Wednesday, October 26, 2011

Missionary Work and Parenthood


This week the importance of parenthood has been brought to my attention more so than ever before. I have been thinking a lot about children and motherhood. One thing that came to mind is that parenting is like the ultimate missionary work. For one you have the opportunity to teach the gospel each day. Also by raising children in the gospel the influence you have on your kids can spread to other kids. I thought it was super cool. It just makes me realize how powerful the role of a parent is. Parenthood is such an Amazing and sacred thing. 

Wednesday, October 19, 2011

Dating

In class we have been talking a lot about marriage prep and dating. I find it fascinating by how off our culture is when it comes to dating. We seem to skip the casual dating step of the process. I don’t understand why we do this it just does not make sense to me. The absence of casual dating is something that has been bothering me a lot in my own dating life. Growing up I was taught to date casually first and to date lots of people, but when I came to college that was not the way things were done here. It seems that people hang out and then skip to the courtship stage forgetting the dating part. Why do we do that? For a while I was so confused it was driving me nuts! I did not understand why someone would try to hold my hand on a first or second date. Or why someone would get upset if I went on one date with one guy on one night and a date with another guy on another night. At one point I thought that something was wrong with me, but now I realize that I was right. We are suppose to date and date lots of people, but for some reason that is not what is going on.  I think it is a real problem and may play a part in why divorce rates are so high. 
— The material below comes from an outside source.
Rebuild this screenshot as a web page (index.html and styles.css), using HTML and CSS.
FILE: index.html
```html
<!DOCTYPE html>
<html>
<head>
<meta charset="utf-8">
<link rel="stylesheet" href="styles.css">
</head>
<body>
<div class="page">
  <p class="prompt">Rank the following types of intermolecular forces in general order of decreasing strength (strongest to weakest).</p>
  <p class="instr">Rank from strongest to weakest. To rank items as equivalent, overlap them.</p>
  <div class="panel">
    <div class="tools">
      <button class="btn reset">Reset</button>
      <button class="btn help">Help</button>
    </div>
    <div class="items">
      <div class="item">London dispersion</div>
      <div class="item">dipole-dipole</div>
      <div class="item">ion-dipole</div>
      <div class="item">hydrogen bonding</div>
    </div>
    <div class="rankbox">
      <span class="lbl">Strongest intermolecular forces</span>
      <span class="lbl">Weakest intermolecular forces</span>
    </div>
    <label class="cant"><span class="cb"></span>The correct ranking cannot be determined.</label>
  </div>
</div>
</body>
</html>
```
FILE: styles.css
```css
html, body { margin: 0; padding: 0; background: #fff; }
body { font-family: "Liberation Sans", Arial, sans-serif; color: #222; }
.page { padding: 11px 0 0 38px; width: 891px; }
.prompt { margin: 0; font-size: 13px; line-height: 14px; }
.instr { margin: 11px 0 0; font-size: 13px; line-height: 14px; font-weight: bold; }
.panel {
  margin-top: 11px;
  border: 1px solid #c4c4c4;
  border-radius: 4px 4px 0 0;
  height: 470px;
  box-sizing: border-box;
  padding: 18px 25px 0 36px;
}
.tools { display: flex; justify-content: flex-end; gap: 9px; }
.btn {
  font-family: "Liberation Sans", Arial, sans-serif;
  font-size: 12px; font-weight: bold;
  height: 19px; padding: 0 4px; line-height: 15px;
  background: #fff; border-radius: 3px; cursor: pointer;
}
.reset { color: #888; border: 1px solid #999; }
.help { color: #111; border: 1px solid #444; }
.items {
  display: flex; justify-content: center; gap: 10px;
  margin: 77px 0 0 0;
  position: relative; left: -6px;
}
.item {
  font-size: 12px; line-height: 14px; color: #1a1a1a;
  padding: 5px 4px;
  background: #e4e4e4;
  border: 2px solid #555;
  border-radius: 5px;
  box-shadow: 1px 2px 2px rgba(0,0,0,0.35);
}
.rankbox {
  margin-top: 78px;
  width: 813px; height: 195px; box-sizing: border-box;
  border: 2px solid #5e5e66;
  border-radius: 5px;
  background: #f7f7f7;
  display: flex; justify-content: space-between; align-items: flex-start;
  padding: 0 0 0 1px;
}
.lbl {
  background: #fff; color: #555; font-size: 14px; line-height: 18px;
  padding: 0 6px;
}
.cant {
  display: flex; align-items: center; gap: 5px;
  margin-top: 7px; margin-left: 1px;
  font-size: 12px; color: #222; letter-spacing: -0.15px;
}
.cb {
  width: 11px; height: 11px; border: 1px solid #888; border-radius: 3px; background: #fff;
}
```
Thursday, October 13, 2011

Gender Roles

 This week we talked a lot about gender differences. It was quite fascinating. I absolutely loved it. It made me think a lot about not only gender differences but how they have an effect on family. I was thinking about my family and the roles played in my family. As I was talking to a roommate about it I was baffled by the differences in our families. In her family the male was the head of the household and deserved to be treated with respect. In her family you did not dare to talk back to the father. You did not even disagree with something he has stated even if you did so in a respectful manor. Every night the family would wait for the father to come home and approve of the dinner made before they could eat. If he did not approve of the meal the mother and daughters would need to prepare something else. The girls in her family were to help cook and take care of the home while the boys did the yard work or worked. In her family the gender roles were very obvious whereas in mine that is not necessarily the case.  In my house my parent’s seemed to work together as a team neither one was the head. I could talk with my father if I did not agree with him as long as I did so in a respectful manor.  For example if I felt that I should be able to stay out later at night I could sit down and talk to my parents about it and we would come to an agreement.  In my home my dad was a better cook than my mom. While my mom did most of the cooking at times my dad would cook.  My parents also did not separate us having the girls do certain jobs and the boys do others. We all worked together and did more of what personally interest us or we were more skilled with. I find it fascinating how the varying perspective on gender roles with in family make such a big difference in the whole dynamic or make up of an family. It makes me wonder how my perspective will affect my future family and it makes me think about how I want my future family to operate.

Saturday, October 1, 2011

Boundaries


                    image_preview.jpgconference-organ.jpgfamily-boundaries-invention-normality-dangerousness-caroline-knowles-paperback-cover-art.jpg            

              In class we have been talking about boundaries with in a family. There can be Ridged, Permeable/Clear, Poor/Diffused, Affiliation, Over Involvement, and Detouring Boundaries.  A permeable/clear boundary is best because it is balanced it is not too ridged or too open.             
            This weekend has been General Conference. General Conference happens twice a year and it is a time when people from all over the world, gather to hear the Prophet’s voice speak to us. One thing I realized is how great of an example our Father in Heaven is to us on appropriate boundaries. I was thinking about how the Lord gives us the information we need, trusts us to follow him, and lets us make decisions on our own. Heavenly Father has set up permeable boundaries with us. He is not to ridged or too open with us. Our Father in Heaven gives us the perfect example of parenting.  Sometimes he gives us specific step by step directions and guidance, but other times he doesn’t. I realized that the lord doesn’t always tell us exactly what he wants us to do because he wants us to learn to follow the spirit and out own judgment. He wants us to have the freedom to make out own choices.  As a parent it is important to guide children, but at the same time teach them how to make good decisions on their own.